These results are consistent with the findings in Abbot and Wilen (2010), where participants in a voluntary information-sharing program (Sea State) are not able to reduce their halibut bycatch extraction rates, relative to a group of fishers who chose not to participate. However, our results conflict with the conclusions in Gilman, Dalzell, and Martin (2006), who found reduced bycatch rates for a different species (red king crab, which has a different spatiotemporal distribution) using the same information sharing program. A useful extension of our experiment would be to consider the effects of pooled limits and information sharing under different spatiotemporal distributions of the resources, specifically the degree of correlation between desirable and undesirable resource locations and the extent of resource migration over time.23
Time Spent Harvesting
Table 5 reports a set of regression results using the same basic model as the results presented in Table 4, except here the dependent variable is the amount of time spent harvesting before reaching the undesirable resource limit. The first two columns include all sessions, the third and fourth columns focus on sessions run in the individual limit environment, and the fifth and sixth columns report results under the pooled limit environment. In each pair of regression results, the first column provides a parsimonious model and the second adds individual controls.
Column (1) shows that the average time spent harvesting is 15 seconds shorter in the pooled limit environment compared with the individual limit environment. In addition, forced and optional information sharing further decrease the amount of time harvesting by another six seconds in the pooled limit environment. Interestingly, information sharing does not alter the average time harvesting in the individual limit setting. This suggests that sharing information about undesirable resource locations may exacerbate the moral hazard in the pooled resource setting.

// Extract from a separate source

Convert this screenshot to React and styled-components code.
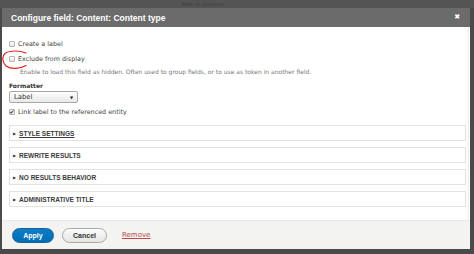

Most fisheries (or fishery sectors) using pooled resource limits also include area closures or move-on rules, likely enacted to minimize this moral hazard.24 Last, the average time spent harvesting decreases monotonically over periods for the pooled limit environment, and increases monotonically over periods under individual limits, as discussed previously. Our results are consistent with Haynie, Hicks, and Schnier (2009), who find evidence that moral hazard increases over the regulatory period in the Alaskan flatfish fishery.
Columns (3) and (5) confirm these results by showing that the information sharing regimes (forced and optional) cause a six-second decline in time spent harvesting in the pooled limit environment. These coefficient estimates are statistically significant at better than the 1% level in the pooled limit environment, while they are statistically indifferent from zero in the individual limit environment. Again, the results remain consistent after controlling for additional individual characteristics and latent factors describing an individual’s propensity to cooperate and trust others to do the same in the second column of each section in Table 5.
Distribution Effects
The presence of government intervention in markets has the potential to alter not just average outcomes, as discussed in Tables 4 and 5, but also the distribution of resources. Our results suggest that the amount of desirable resources collected is greater for the average participant in the individual limit setting than it is for the average participant in a pooled limit environment. We run a two-sample Kolmogorov-Smirnov (K-S) test of the equality of the entire distribution of desirable resources collected across the individual and pooled limit environments. The null hypothesis of equality is rejected at the 1% level of significance. In addition, a K-S test of the null hypothesis that the distribution of desirable resources collected under the pooled limit is smaller than the distribution for the individual limit is also rejected at the 1% level of significance.25 Thus, it appears that the collection of desirable resources is greater throughout the distribution (and not just at the average) for participants operating under the individual limit relative to those operating under the pooled limit.26
Similarly, the distribution of desirable resources collected under the individual limit are greater when combined with optional information sharing or forced information sharing, relative to no information sharing. K-S tests reject the null of equality between forced information sharing and no information sharing and between optional information sharing and no information. However, a K-S test fails to reject the null of equality between the distributions of desirable resources collected under forced versus optional information sharing (in both the pooled and individual limit settings).27 These results suggest that an individual limit setting, in general, and an individual limit setting with information sharing (both forced and optional) allows high and low-performing participants to collect a greater amount of the desirable resource.28
We also find that those who choose to voluntarily share information tend to have performed slightly worse in the prior period, as shown by lower average desirable resources collected and less average time spent harvesting.29 This is consistent with more “skilled” or “successful” individuals preferring to keep profitable information private. Those who make an initial period decision to share are weakly more likely to be women, and weakly less likely to be punishment-oriented individuals. Other than prior period success, gender, and a punisher personality, there are no systematic average differences in the propensity to share information across participants.30 We find no difference in the average amount of voluntary information sharing between the individual and pooled limit environments as show in Appendix Table E6.
Undesirable Resource
We focus the analysis primarily on desirable resource collection because the undesirable resource quota limit binds in almost every case.31 Thus, we have very little variation in undesirable resource quantities. Instead, we highlight the fact that more desirable resources harvested under the undesirable limit indicates more sustainable resource collection behavior. We do consider the distribution of undesirable resource harvests under the pooled limit environment and different information-sharing regimes.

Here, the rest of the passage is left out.